▶ [Data supplied]:
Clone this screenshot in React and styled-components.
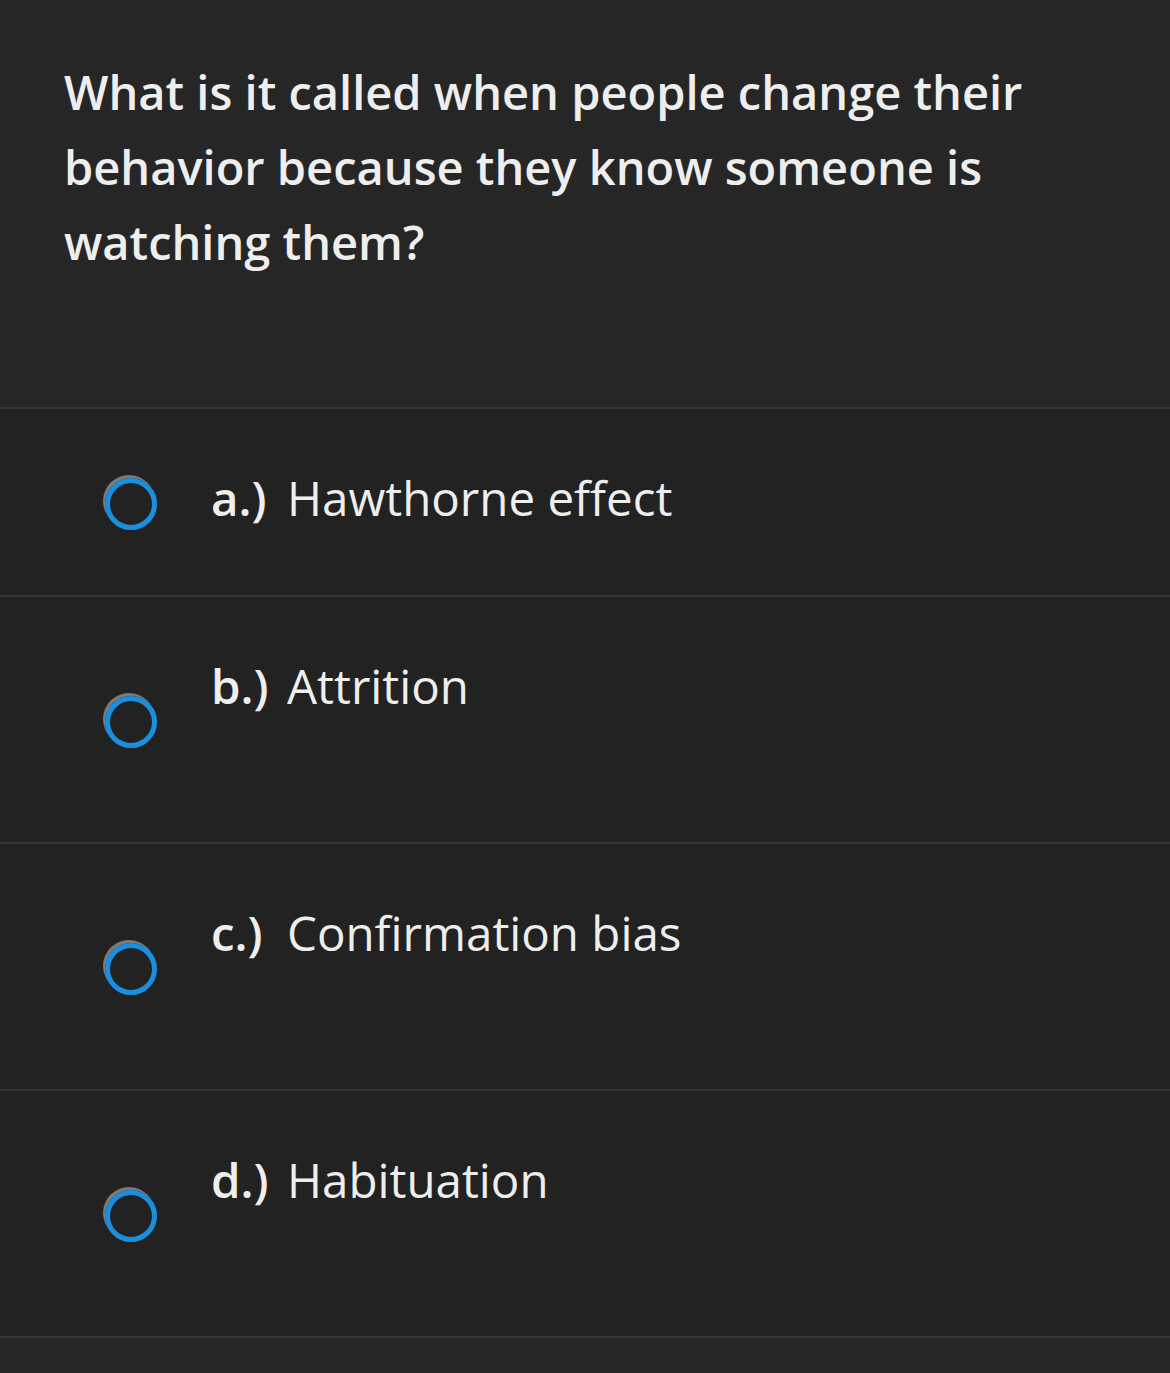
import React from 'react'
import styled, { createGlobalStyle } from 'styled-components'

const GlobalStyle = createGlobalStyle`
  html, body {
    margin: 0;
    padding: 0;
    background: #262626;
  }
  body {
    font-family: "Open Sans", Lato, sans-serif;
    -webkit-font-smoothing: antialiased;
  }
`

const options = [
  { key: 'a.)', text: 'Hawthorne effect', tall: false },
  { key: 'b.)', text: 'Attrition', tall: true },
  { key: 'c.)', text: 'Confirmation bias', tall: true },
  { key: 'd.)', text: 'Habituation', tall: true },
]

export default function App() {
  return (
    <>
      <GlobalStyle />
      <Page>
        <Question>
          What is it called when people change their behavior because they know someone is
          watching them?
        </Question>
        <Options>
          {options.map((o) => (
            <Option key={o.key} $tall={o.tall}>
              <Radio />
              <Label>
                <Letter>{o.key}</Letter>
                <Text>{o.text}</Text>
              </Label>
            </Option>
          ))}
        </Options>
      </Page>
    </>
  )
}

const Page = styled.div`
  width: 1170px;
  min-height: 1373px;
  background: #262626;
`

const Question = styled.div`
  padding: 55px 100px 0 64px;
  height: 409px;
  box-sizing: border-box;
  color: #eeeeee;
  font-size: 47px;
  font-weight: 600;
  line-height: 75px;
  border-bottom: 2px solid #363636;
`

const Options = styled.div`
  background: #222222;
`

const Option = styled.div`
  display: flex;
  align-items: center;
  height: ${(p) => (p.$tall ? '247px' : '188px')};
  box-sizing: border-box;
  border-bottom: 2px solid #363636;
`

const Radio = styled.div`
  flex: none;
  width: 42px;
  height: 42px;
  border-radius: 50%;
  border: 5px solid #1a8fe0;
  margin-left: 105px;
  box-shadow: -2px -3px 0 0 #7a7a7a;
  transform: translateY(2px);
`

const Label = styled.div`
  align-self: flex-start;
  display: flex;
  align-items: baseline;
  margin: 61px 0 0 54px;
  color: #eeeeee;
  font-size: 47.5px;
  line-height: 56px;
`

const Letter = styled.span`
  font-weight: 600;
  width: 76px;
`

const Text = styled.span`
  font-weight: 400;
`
--
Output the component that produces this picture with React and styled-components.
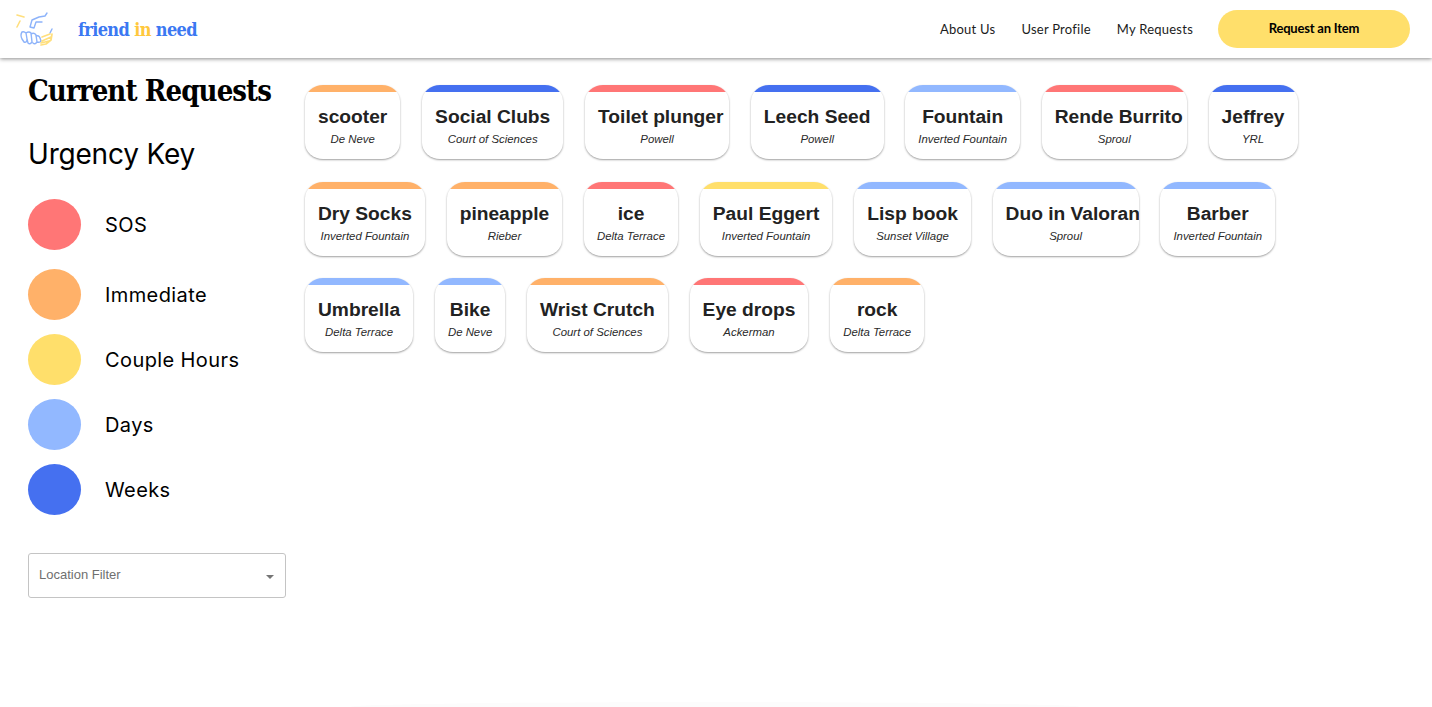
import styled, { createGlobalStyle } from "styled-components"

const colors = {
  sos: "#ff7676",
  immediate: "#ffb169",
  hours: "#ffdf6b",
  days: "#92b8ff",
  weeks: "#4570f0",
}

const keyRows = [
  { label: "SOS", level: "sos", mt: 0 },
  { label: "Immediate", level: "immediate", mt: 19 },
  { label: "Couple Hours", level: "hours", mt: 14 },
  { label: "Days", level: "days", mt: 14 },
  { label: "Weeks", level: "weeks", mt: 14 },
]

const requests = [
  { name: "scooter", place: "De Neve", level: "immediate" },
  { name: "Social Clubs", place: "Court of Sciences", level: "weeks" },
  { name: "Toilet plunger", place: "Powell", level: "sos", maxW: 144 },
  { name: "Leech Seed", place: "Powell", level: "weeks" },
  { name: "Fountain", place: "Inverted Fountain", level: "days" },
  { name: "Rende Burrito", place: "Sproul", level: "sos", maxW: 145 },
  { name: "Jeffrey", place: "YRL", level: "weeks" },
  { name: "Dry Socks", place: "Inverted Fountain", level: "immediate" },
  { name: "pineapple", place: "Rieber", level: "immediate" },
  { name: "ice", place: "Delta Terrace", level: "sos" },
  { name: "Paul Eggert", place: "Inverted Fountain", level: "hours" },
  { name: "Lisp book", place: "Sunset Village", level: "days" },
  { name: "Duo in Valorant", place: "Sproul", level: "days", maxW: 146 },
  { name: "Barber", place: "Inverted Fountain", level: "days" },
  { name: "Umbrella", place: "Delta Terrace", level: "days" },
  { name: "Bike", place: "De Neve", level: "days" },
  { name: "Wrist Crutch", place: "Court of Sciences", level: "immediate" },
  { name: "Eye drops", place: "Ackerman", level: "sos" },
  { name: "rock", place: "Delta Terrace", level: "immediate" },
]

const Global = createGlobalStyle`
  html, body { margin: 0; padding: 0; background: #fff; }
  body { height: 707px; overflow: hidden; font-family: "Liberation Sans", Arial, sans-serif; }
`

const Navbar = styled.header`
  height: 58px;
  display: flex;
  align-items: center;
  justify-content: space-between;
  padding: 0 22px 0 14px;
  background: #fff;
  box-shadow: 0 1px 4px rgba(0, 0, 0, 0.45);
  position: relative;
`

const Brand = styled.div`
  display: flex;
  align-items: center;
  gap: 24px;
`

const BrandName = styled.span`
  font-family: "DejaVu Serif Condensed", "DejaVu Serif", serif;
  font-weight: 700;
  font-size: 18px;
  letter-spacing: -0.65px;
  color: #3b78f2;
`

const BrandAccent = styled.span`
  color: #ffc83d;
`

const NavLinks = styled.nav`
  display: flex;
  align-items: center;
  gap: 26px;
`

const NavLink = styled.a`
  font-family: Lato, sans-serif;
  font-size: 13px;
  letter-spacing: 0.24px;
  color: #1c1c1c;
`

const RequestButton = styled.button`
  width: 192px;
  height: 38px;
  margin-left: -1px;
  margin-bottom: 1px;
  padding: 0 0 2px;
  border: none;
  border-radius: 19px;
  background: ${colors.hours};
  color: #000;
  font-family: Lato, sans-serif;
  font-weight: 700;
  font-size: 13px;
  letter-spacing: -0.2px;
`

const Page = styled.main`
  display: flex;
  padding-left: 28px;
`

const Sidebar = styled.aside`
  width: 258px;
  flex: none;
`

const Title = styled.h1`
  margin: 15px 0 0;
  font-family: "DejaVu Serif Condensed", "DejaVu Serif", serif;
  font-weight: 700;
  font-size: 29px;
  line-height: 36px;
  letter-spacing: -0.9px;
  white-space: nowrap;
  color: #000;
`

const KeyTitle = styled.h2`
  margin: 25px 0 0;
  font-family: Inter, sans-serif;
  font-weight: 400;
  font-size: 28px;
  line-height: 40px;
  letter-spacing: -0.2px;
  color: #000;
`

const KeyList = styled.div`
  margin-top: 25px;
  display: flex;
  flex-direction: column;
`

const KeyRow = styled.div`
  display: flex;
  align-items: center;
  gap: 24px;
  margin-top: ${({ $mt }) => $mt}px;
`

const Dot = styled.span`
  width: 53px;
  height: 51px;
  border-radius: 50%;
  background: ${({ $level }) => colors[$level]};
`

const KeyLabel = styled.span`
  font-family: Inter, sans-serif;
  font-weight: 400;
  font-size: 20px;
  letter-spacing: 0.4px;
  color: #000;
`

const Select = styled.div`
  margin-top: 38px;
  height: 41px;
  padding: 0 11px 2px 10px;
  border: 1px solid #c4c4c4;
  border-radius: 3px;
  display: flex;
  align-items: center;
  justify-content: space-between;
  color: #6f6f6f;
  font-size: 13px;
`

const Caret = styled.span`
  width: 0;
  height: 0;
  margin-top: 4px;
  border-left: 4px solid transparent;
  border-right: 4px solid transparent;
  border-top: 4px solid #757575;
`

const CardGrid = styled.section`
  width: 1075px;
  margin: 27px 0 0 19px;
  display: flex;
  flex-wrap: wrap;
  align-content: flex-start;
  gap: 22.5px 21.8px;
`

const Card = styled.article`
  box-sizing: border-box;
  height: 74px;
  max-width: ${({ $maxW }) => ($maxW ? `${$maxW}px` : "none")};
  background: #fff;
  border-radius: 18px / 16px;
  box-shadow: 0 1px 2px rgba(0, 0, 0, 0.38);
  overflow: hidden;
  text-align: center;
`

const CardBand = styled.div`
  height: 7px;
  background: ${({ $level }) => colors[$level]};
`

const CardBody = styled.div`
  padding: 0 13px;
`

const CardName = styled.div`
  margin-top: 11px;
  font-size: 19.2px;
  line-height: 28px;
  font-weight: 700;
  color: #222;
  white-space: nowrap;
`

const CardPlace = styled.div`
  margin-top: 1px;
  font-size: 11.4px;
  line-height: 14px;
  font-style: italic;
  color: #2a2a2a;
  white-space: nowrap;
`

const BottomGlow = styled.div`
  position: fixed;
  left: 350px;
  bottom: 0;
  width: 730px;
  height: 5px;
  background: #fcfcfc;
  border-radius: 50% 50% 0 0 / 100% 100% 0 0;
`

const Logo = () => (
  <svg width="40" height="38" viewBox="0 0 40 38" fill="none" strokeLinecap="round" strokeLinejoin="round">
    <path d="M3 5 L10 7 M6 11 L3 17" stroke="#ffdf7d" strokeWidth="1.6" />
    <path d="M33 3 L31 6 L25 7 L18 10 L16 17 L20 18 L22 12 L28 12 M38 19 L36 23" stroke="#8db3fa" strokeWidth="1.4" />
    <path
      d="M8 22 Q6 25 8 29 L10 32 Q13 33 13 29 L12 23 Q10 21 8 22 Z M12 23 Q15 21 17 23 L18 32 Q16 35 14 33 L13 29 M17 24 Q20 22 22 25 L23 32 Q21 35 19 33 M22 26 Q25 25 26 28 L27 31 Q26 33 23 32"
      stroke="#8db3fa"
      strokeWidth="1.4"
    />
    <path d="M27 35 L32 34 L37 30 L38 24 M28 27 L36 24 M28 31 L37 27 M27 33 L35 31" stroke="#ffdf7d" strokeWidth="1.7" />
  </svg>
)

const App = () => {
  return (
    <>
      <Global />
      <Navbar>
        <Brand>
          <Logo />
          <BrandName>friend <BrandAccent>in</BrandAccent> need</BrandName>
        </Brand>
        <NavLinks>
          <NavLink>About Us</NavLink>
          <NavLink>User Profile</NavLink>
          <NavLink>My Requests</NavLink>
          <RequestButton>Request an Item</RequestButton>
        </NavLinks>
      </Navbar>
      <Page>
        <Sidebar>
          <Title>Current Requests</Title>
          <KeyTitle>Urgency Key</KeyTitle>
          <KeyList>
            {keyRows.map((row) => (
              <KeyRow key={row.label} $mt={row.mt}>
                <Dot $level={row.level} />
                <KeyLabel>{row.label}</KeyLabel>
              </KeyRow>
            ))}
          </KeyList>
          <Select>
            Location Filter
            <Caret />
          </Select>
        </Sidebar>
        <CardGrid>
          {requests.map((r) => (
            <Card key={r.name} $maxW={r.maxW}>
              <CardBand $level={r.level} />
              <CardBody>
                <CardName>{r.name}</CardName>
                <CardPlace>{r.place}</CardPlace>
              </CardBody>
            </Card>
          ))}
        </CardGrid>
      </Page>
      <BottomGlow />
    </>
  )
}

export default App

▶ [Short exercise]: Scan the entries above and work out how many lines include the word "components"; the reply is that number alone.

▶ [Answer to this problem]: 4